В широком контексте этих пушкинских тем эпилог романа становится особенно выразительным. Превращение Александра в дядиного двойника выглядит полным уничтожением его прежней пылкой натуры. Юный поэт исчезает, остается окаменелый плебей. Но в то же самое время в Петре Иваныче вдруг обнаруживается вспышка искреннего чувства, причем в откровенно “скульптурной” формулировке (“Я не из железа создан!” — кричит он жене, встревоженный ее унынием [I, 462]). Может быть, это внезапное проявление динамизма в статичном Петре Иваныче указывает на то, что он (подобно царю и городу, чье имя он носит) только потому и взял верх над вторгшимся в его жизнь пришельцем-варваром, что такое же варварство жило и в нем самом? Может быть, напыщенный романтический юнец, влюбленный поэт с дурацкими желтыми листьями — жертвоприношение новому, петровскому времени, без которого невозможна дальнейшая поступь прогресса?

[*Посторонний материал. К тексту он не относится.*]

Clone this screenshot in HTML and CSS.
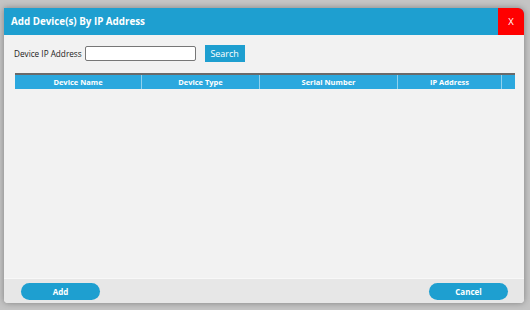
FILE: index.html
```html
<!DOCTYPE html>
<html lang="en">
<head>
    <meta charset="UTF-8">
    <title>Add Device(s) By IP Address</title>
    <link rel="stylesheet" href="styles.css">
</head>
<body>
    <div class="dialog">
        <div class="dialog-header">
            <span class="dialog-title">Add Device(s) By IP Address</span>
            <button class="close-btn" type="button">X</button>
        </div>
        <div class="dialog-body">
            <div class="search-row">
                <label for="device-ip">Device IP Address</label>
                <input type="text" id="device-ip">
                <button class="search-btn" type="button">Search</button>
            </div>
            <table class="device-table">
                <thead>
                    <tr>
                        <th class="col-name">Device Name</th>
                        <th class="col-type">Device Type</th>
                        <th class="col-serial">Serial Number</th>
                        <th class="col-ip">IP Address</th>
                        <th class="col-pad"></th>
                    </tr>
                </thead>
                <tbody></tbody>
            </table>
        </div>
        <div class="dialog-footer">
            <button class="pill-btn" type="button">Add</button>
            <button class="pill-btn" type="button">Cancel</button>
        </div>
    </div>
</body>
</html>
```

FILE: styles.css
```css
body {
    margin: 0;
    height: 310px;
    background-color: #c4c4c4;
    font-family: "Open Sans", "Noto Sans", sans-serif;
    overflow: hidden;
}
.dialog {
    margin: 8px 6px 0 4px;
    height: 295px;
    background-color: #f2f2f2;
    border-radius: 0 6px 4px 4px;
    box-shadow: 0 0 6px rgba(0, 0, 0, 0.35);
    display: flex;
    flex-direction: column;
    overflow: hidden;
}
.dialog-header {
    height: 27px;
    background-color: #1e9fd0;
    display: flex;
    align-items: center;
    justify-content: space-between;
}
.dialog-title {
    color: #fff;
    font-weight: 700;
    font-size: 9.8px;
    padding-left: 7px;
}
.close-btn {
    width: 26px;
    height: 27px;
    border: none;
    background-color: #ff0000;
    color: #fff;
    font-family: inherit;
    font-size: 9.5px;
    padding: 0;
}
.dialog-body {
    flex: 1;
    padding: 10px 9px 0 11px;
}
.search-row {
    display: flex;
    align-items: center;
    height: 17px;
    margin-left: -1px;
}
.search-row label {
    font-size: 8.2px;
    color: #222;
    margin-right: 3px;
}
.search-row input {
    width: 109px;
    height: 13px;
    padding: 0;
    border: 1px solid #777;
    border-radius: 2px;
    background-color: #fff;
}
.search-btn {
    margin-left: 9px;
    width: 40px;
    height: 17px;
    border: none;
    background-color: #1e9fd0;
    color: #fff;
    font-family: inherit;
    font-size: 9px;
    padding: 0;
}
.device-table {
    width: 100%;
    margin-top: 11px;
    border-collapse: collapse;
    border-top: 2px solid #6a6a6a;
}
.device-table th {
    height: 14px;
    padding: 0;
    background-color: #2ba8de;
    color: #fff;
    font-size: 7.5px;
    font-weight: 700;
    border-left: 1px solid #8fd1ee;
}
.device-table th:first-child {
    border-left: none;
}
.col-name { width: 126px; }
.col-type { width: 117px; }
.col-serial { width: 137px; }
.col-ip { width: 103px; }
.dialog-footer {
    height: 24px;
    background-color: #e7e7e7;
    border-top: 1px solid #f8f8f8;
    display: flex;
    align-items: center;
    justify-content: space-between;
    padding: 0 16px 0 17px;
}
.pill-btn {
    width: 79px;
    height: 17px;
    border: none;
    border-radius: 9px;
    background-color: #1e9fd0;
    color: #fff;
    font-family: inherit;
    font-size: 8px;
    font-weight: 700;
    padding: 0;
}
```
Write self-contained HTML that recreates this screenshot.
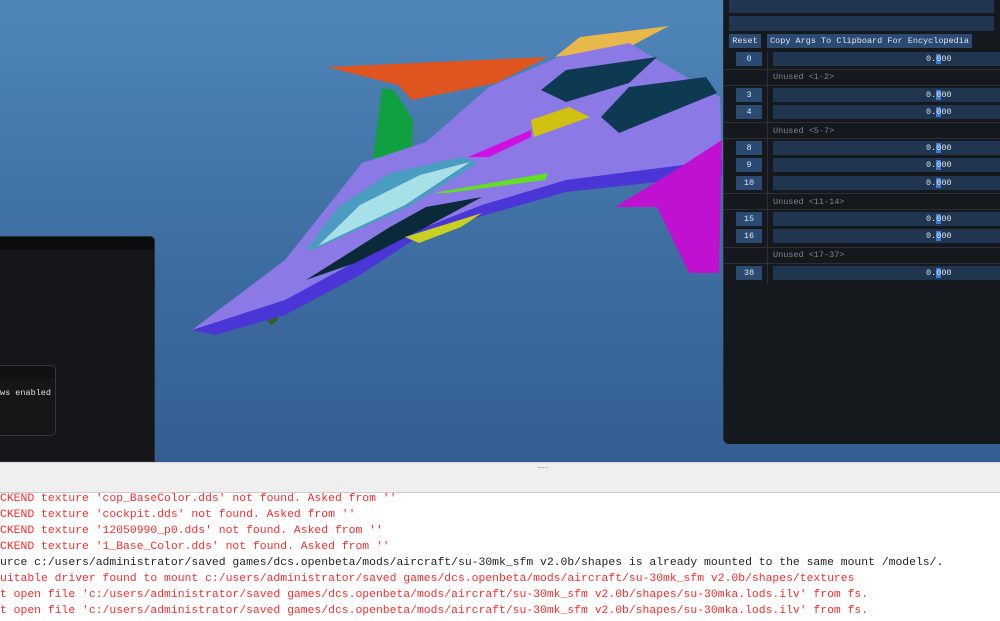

По правде говоря, такие параллели можно продолжать бесконечно, и они все время будут тянуть за собой множество противоречивых (или антиномических) интерпретаций. На мой взгляд, такой анализ слишком сильно зависел бы от логики того рода, которой следует Топоров, когда прочитывает повторяющиеся мотивы петербургского текста как свидетельство не просто интертекстуальности, но высшей субъективности, некоего богоподобного “сверхтекста”. Если же мы действительно хотим разобраться в интертекстуальных отсылках к “Медному всаднику” в “Обыкновенной истории”, то нам следует искать чужой дискурс только на самом широком, самом общем уровне концептуальных отношений (объединенные антиномии, хиастические инверсии, центр и периферия, варварство и цивилизация и т. д.) и допускать его конкретизацию лишь на микроуровне конкретных текстовых подсказок.
Исходя из этого, я хотел бы теперь проследить семантическое развитие одного конкретного мотива “Обыкновенной истории”. На мой взгляд, это позволит и разобраться в ощущении семантической избыточности, вызываемом этим интертекстом, и найти истоки этой избыточности в дискурсе модерности. Речь идет о мотиве сломанного забора. Мотив этот возникает в описании первой прогулки Александра по городу, а затем словно невзначай всплывает в заключительной части романа, когда герой возвращается в провинцию. Образ этот может на первый взгляд показаться совершенно невыразительным; да он и впрямь появляется только в перечнях других “растительных” деталей при лирическом описании красоты русской деревни. Однако, как мы увидим, использование этого образа в высшей степени содержательно25.
Впервые образ забора возникает во внутреннем монологе Александра, мечтающего увидеть хоть какой-то знакомый элемент живой природы, который разорвал бы однообразие урбанистического ландшафта.
“Вот кончается улица, сейчас будет приволье глазам, — думал он, — или горка, или зелень, или развалившийся забор”, — нет, опять начинается та же каменная ограда одинаких домов, с четырьмя рядами окон (I, 204).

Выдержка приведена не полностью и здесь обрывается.